**Task**
Copy every line that holds "Tailwind".

++++ Rows

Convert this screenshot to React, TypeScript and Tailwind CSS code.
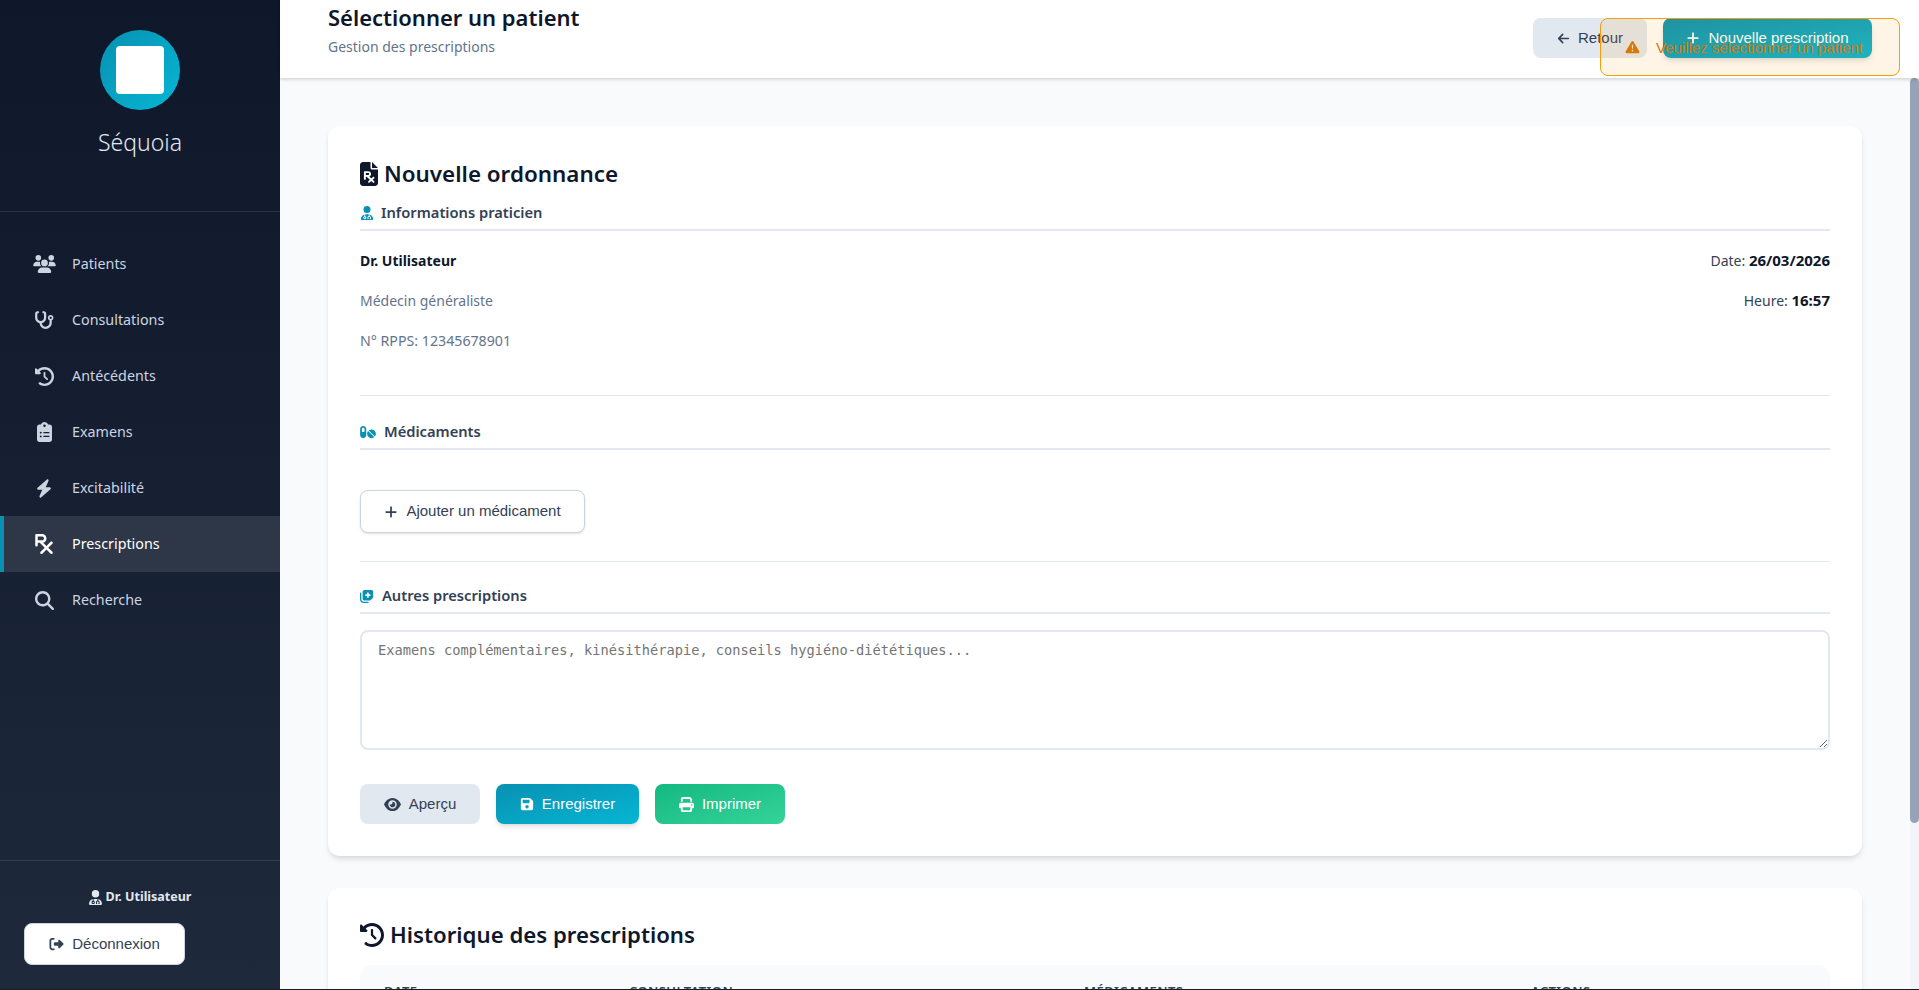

++++++++
++++ Rows

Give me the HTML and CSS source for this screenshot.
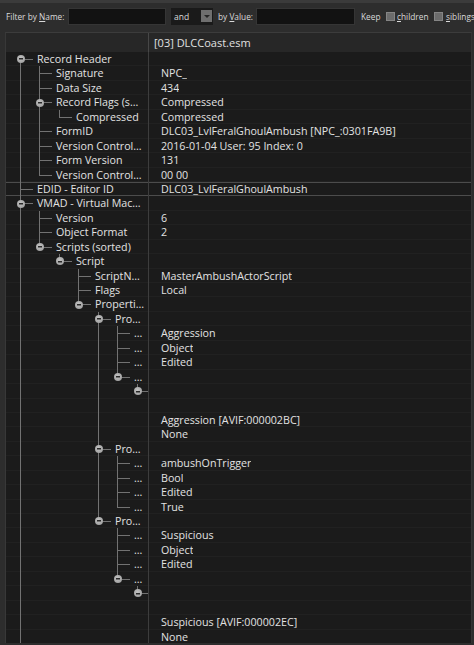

++++++++
++++ Rows

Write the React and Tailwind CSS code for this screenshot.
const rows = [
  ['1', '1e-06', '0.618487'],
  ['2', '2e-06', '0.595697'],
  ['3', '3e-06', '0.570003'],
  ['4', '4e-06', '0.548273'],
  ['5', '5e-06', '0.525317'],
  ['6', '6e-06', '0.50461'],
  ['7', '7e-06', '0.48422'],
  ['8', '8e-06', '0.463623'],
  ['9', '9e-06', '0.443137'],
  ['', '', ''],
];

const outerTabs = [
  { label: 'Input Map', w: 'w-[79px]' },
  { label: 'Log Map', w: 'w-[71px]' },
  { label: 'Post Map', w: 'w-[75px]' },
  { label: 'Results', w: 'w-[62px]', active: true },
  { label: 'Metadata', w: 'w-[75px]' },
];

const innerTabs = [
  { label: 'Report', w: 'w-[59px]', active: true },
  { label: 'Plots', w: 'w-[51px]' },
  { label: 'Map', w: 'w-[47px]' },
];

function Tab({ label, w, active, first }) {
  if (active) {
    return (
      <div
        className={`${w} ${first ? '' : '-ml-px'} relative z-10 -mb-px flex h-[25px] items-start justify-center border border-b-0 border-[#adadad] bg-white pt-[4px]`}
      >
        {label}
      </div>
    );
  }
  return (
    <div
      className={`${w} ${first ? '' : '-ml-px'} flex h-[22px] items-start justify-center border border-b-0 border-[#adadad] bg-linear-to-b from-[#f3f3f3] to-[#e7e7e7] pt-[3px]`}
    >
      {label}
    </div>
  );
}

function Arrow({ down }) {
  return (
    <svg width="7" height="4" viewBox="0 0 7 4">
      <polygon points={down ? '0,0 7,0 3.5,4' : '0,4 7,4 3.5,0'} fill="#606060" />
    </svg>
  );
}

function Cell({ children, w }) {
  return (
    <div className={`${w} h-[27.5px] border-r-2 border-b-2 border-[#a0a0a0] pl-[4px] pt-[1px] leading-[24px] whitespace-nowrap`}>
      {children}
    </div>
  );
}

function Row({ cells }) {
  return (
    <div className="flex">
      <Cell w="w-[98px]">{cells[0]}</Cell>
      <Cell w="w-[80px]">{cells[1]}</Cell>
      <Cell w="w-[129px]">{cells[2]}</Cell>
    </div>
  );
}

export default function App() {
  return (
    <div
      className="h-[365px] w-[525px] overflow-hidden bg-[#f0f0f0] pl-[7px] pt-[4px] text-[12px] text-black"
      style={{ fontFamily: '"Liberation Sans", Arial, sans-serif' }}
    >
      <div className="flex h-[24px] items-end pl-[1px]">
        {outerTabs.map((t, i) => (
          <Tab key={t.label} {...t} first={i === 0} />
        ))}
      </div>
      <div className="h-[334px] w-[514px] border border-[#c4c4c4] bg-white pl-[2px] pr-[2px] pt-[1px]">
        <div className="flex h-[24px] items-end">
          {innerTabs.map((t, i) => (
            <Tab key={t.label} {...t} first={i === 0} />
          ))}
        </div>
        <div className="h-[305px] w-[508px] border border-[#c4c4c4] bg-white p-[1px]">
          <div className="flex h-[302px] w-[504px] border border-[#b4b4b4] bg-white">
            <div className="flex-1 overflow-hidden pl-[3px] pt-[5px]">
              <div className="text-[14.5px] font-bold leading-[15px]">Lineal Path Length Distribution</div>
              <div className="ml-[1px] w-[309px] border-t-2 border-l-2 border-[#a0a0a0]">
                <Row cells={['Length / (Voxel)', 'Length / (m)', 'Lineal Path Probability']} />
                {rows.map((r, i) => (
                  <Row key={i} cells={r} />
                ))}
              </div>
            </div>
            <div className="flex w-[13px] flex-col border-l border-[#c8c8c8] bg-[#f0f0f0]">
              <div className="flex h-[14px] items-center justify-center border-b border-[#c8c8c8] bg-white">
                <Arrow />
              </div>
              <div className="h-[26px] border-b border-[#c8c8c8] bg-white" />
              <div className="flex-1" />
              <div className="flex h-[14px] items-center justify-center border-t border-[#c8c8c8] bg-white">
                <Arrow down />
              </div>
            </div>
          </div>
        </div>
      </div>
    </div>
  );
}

++++++++

**Solution below**
Convert this screenshot to React, TypeScript and Tailwind CSS code.
Write the React and Tailwind CSS code for this screenshot.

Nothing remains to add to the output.